Pero la inquisición sobre la realidad parecería incompleta si PKD no se hubiera interrogado simultáneamente sobre la condición humana, a través del antagonismo cognitivo con el androide, en artefactos fascinantes como Simulacra y Podemos construirle, o en el memorable relato La hormiga eléctrica. La apoteosis de este conflicto, sin embargo, la representa ¿Sueñan los androides con ovejas eléctricas?, en cuya sofisticada trama la confusión entre androides y humanos se vuelve pura paranoia moral controlada policialmente (con ese supremo detector de “inhumanidad” que es el Test Voigt-Kampff) mientras la frontera “natural” entre ambas clases de criaturas es interrogada y explorada con perversa curiosidad (hasta el punto de incluir el coito adúltero de Deckard con Rachael, una androide seductora que empatiza con él).

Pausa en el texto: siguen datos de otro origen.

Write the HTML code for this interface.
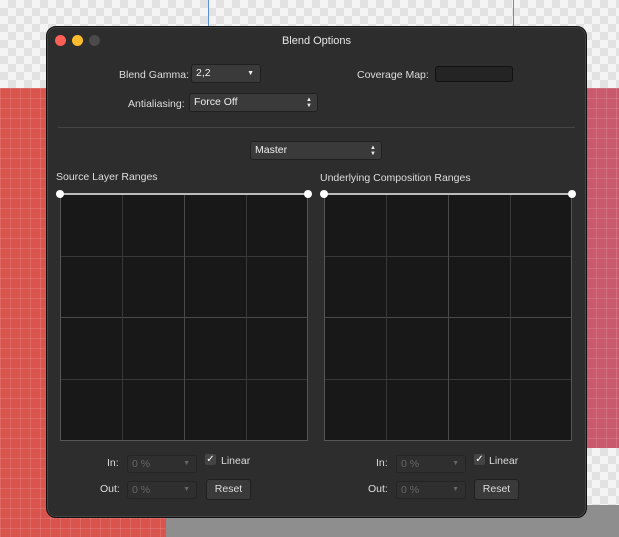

Mientras se intoxicaba gradualmente con la droga mental segregada por su cerebro sobreexcitado, PKD iba trazando un mapa de la realidad donde el lector podía observar paso a paso el proceso por el que el mapa iba conformando el territorio hasta fundirse o confundirse finalmente con él. No es extraño, por tanto, que en la última etapa de su vida (como muestra la trilogía VALIS) PKD acabara metamorfoseado en uno de sus esquizofrénicos personajes, tratando de fugarse del mundo “real” californiano a un dudoso mundo alternativo de fantasías religiosas, como un profético precursor de la espiritualidad new age.